Harue Kitamura, Japan’s only female mayor--who won reelection in June in quake-struck Ashiya, adjacent to Kobe--agreed. “Everyone is saying that the national government enthusiasm has cooled off,” she said.

Worst of all, “the feeling of helping each other that existed right after the earthquake has turned back toward self-centeredness,” Kitamura said.

On Aug. 20, the Kobe government declared it was closing refugee centers at schools and parks and urged the 7,000 homeless still living in them to move out--virtually “accusing the refugees of refusing to stand on their own feet,” said Noriko Koyama, a former radio talk show commentator who won a seat in June in the Kobe city assembly election.

“In the first three or four months after the earthquake, no one could possibly have dared to have made such an accusation,” she said. “But many came to feel that the people in the refugee camps were there to get free food and free rent so they could save money.”

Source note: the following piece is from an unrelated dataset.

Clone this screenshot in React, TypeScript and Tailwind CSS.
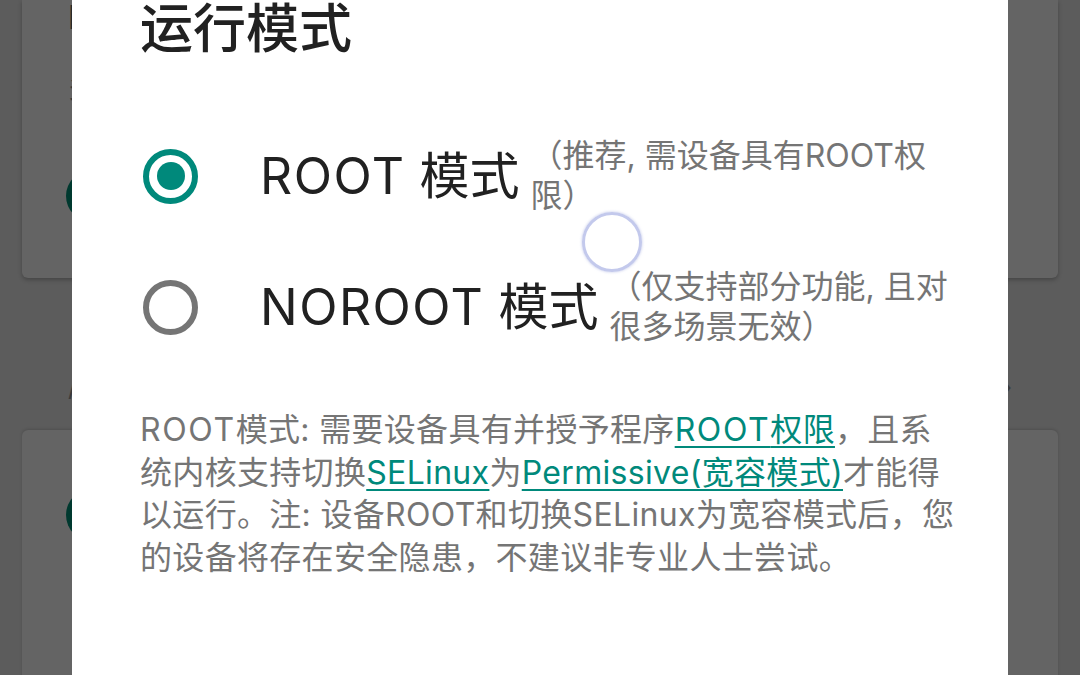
import React from 'react';

const TEAL = 'text-[#00897b]';

function Radio({ checked }: { checked: boolean }) {
  return (
    <span
      className={`ml-[3px] flex h-[55px] w-[55px] shrink-0 items-center justify-center rounded-full border-[6px] ${
        checked ? 'border-[#00897b]' : 'border-[#757575]'
      }`}
    >
      {checked && <span className="h-[28px] w-[28px] rounded-full bg-[#00897b]" />}
    </span>
  );
}

// Latin caps in the source font are wider than Inter's
function Caps({ children }: { children: React.ReactNode }) {
  return <span className="tracking-[0.05em]">{children}</span>;
}

function ModeRow({
  checked,
  latin,
  hint,
}: {
  checked: boolean;
  latin: string;
  hint: [string, string];
}) {
  return (
    <div className="flex h-[100px] items-center">
      <Radio checked={checked} />
      <span className="ml-[62px] whitespace-nowrap text-[50px] leading-none text-[#212121]">
        <span className="tracking-[0.03em]">{latin}</span> 模式
      </span>
      <span className="ml-[11px] whitespace-nowrap text-[32px] leading-[40px] text-[#757575]">
        {hint[0]}
        <br />
        {hint[1]}
      </span>
    </div>
  );
}

function Link({ children }: { children: React.ReactNode }) {
  return (
    <span className={`${TEAL} underline decoration-2 underline-offset-[5px]`}>{children}</span>
  );
}

export default function App() {
  return (
    <div className="relative h-[675px] w-[1080px] overflow-hidden bg-[#5c5c5c] font-['Inter','Noto_Sans_CJK_SC',sans-serif]">
      {/* dimmed page behind the dialog */}
      <div className="flex flex-col px-[22px]">
        <div className="flex h-[278px] flex-col rounded-b-md bg-[#646464] pl-[46px] pt-[2px] shadow-[0_2px_4px_rgba(0,0,0,0.25)]">
          <div className="text-[32px] leading-[32px] font-medium text-[#2a2a2a]">I</div>
          <div className="mt-[38px] text-[28px] leading-[32px] text-[#3a3a3a]">多</div>
          <div className="mt-[66px] h-[52px] w-[52px] -translate-x-[2px] rounded-full bg-[#00392f]" />
        </div>
        <div className="flex h-[152px] items-start justify-between pl-[46px] pr-[46px] pt-[89px]">
          <span className="text-[26px] leading-[40px] text-[#3a3a3a]">/</span>
          <span className="text-[26px] leading-[40px] text-[#3a3a3a]">›</span>
        </div>
        <div className="flex h-[300px] flex-col rounded-t-md bg-[#646464] pl-[44px] shadow-[0_-1px_3px_rgba(0,0,0,0.15)]">
          <div className="mt-[58px] h-[54px] w-[54px] rounded-full bg-[#00392f]" />
        </div>
      </div>

      {/* dialog */}
      <div className="absolute inset-y-0 left-[72px] w-[936px] bg-white pl-[68px] pr-[40px]">
        <h2 className="mt-[3px] text-[53px] leading-[52px] font-medium text-[#212121]">运行模式</h2>
        <div className="mt-[71px] flex flex-col gap-[31px]">
          <ModeRow checked latin="ROOT" hint={['（推荐, 需设备具有ROOT权', '限）']} />
          <ModeRow checked={false} latin="NOROOT" hint={['（仅支持部分功能, 且对', '很多场景无效）']} />
        </div>
        <p className="mt-[52px] whitespace-nowrap text-[32px] leading-[42.5px] tracking-[0.01em] text-[#757575]">
          <Caps>ROOT</Caps>模式: 需要设备具有并授予程序<Link><Caps>ROOT</Caps>权限</Link>，且系
          <br />
          统内核支持切换<Link>SELinux</Link>为<Link>Permissive(宽容模式)</Link>才能得
          <br />
          以运行。注: 设备ROOT和切换SELinux为宽容模式后，您
          <br />
          的设备将存在安全隐患，不建议非专业人士尝试。
        </p>
      </div>

      {/* touch indicator */}
      <div className="absolute left-[582px] top-[212px] h-[60px] w-[60px] rounded-full border-[3px] border-[#c3c9ec] shadow-[0_0_3px_rgba(150,160,220,0.6)]" />
    </div>
  );
}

The rage precipitated by quake-related incidents also has noticeably subsided. Right after the temblor, the Hyogo Prefecture Women’s Center was deluged with requests for advice on divorce from wives outraged by the way their husbands had acted as their homes were shaking or crumbling to the ground. “There were so many requests we hardly had time to eat,” said Mariko Kawabata, a counselor at the center.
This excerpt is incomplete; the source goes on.